Hypervisor direct model

In this model the hypervisor intercepts any device accesses and translates them into a generic operation. This operation is then processed using the hypervisor and carried out on the device. The response is then converted back to what the guest OS expects the response to be.

This has the following considerations:

  • The guest OS is completely decoupled from the physical device.
  • Sharing resources, migration, and dealing with device specifics becomes easy.
  • This introduces latency into device operations.
  • Device driver ecosystem will need to implement hypervisor compatible versions.

Split-device driver model

This model is limited to only paravirtualised hypervisors and requires them to be running a service VM. This uses two different device drivers:

  • Backend device driver: Running on the service VM, this will be whichever device driver is needed to work with the device that is plugged into the machine.
  • Frontend device driver: Running in the guest VM, this sends requests to the service VM to carry out the request on the behalf of the guest VM.
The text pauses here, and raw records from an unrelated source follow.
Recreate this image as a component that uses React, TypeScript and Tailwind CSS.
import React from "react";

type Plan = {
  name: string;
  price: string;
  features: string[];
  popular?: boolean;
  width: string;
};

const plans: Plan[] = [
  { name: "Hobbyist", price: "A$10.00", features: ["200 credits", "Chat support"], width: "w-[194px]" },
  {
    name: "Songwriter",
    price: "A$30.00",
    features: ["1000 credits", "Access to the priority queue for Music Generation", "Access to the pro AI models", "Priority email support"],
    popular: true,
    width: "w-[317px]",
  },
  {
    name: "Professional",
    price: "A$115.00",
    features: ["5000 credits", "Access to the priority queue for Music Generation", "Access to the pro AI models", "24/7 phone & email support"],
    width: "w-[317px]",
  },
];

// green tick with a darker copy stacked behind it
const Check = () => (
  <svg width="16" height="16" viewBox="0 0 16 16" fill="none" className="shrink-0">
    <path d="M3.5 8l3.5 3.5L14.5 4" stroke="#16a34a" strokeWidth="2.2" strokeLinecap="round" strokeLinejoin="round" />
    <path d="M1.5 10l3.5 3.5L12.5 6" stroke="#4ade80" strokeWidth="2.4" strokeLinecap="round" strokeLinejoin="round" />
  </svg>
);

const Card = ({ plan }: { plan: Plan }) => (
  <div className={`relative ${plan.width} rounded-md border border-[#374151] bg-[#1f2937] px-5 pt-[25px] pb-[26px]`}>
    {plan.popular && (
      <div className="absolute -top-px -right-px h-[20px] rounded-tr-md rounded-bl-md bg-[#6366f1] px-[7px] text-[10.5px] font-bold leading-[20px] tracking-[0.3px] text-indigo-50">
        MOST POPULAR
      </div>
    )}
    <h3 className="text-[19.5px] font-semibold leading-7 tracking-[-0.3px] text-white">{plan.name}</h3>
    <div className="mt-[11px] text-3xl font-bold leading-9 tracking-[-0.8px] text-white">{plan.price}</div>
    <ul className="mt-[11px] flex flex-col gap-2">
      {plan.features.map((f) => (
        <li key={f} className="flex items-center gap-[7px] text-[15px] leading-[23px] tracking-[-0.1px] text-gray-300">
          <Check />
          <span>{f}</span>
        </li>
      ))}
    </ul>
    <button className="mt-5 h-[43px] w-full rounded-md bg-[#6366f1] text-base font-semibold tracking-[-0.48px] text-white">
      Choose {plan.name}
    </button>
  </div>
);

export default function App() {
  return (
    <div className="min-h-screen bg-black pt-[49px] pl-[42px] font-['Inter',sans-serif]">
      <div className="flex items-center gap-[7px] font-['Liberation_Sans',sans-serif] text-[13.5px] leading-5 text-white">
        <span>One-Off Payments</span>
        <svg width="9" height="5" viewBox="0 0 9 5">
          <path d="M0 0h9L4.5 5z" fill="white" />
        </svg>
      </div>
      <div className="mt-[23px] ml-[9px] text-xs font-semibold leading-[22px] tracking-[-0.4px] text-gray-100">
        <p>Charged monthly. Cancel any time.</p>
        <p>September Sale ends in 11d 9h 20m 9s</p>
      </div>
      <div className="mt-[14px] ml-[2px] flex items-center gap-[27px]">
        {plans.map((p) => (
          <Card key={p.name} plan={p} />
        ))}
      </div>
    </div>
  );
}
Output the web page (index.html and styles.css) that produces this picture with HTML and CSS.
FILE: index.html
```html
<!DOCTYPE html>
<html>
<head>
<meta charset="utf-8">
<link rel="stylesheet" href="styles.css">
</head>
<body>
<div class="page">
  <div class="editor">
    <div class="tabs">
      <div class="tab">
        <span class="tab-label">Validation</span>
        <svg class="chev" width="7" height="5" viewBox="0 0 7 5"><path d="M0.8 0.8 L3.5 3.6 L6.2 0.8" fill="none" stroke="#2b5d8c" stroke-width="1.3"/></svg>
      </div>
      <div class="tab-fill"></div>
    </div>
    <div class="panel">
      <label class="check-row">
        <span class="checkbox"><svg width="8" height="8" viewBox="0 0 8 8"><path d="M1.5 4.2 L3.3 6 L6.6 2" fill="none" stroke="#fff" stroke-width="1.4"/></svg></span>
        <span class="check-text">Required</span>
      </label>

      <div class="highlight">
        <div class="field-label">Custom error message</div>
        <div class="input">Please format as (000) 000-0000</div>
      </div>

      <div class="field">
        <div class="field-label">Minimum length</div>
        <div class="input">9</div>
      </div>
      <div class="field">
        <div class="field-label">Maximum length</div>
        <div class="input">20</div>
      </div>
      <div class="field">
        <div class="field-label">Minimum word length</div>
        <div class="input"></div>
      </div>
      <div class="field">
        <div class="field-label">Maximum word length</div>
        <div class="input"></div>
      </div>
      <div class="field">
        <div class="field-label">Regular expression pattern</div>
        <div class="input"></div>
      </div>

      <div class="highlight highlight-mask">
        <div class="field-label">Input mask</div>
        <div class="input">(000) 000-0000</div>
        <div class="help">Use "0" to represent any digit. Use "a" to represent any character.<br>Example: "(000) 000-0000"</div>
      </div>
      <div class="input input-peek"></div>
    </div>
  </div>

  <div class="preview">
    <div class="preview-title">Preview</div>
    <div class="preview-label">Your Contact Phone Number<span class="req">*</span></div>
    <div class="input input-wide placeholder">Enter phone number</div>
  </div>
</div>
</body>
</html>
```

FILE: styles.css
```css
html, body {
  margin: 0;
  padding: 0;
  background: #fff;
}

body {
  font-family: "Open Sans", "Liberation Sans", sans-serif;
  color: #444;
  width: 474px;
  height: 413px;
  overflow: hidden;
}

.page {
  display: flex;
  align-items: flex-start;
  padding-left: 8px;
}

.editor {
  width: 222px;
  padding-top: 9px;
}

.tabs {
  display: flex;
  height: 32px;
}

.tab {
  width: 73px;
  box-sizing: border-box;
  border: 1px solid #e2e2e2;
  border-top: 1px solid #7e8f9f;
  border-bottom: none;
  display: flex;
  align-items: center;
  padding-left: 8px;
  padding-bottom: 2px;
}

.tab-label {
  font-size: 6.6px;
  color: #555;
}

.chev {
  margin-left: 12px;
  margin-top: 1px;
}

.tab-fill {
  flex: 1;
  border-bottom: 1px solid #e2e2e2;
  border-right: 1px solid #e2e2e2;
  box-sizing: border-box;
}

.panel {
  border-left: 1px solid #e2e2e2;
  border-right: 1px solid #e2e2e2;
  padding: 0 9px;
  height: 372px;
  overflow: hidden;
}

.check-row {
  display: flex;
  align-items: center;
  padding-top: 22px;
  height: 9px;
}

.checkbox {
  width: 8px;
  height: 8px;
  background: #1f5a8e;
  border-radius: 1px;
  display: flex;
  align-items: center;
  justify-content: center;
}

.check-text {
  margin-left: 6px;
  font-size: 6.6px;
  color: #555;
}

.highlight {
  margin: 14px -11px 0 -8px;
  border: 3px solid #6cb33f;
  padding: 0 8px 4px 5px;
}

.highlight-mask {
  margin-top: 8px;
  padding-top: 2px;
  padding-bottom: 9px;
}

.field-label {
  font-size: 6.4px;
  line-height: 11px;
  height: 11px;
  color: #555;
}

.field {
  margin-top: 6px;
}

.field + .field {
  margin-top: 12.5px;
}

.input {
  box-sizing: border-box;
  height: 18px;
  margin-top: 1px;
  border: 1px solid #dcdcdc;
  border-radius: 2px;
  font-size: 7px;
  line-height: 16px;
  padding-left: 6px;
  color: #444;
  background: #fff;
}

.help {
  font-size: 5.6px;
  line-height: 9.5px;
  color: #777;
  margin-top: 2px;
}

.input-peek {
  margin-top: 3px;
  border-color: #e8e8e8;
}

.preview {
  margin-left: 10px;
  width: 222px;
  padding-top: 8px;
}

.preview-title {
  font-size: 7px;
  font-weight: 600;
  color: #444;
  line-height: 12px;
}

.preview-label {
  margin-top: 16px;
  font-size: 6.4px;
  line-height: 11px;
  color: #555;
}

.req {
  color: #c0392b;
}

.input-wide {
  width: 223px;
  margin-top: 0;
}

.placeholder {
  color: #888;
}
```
This model has the following considerations:

  • Eliminate emulation overhead of the direct model.
  • Allows for better management of shared devices.
  • Can only be used on paravirtulaised systems.

Modern developments

Due to the benefits of virtualization the industry has been working to make virtualization easier:

  • Updated the 17 operations that would not throw a trap, to throw a trap!
  • Introduced root/non-root modes.
  • Introduction of VM control structure to differentiate data used for one VM or another.
  • Extended page tables and tagged TLB with VM ids so clearing the cache can be made more efficient.
  • Multiqueue devices and interrupt routing.
  • Security and management support.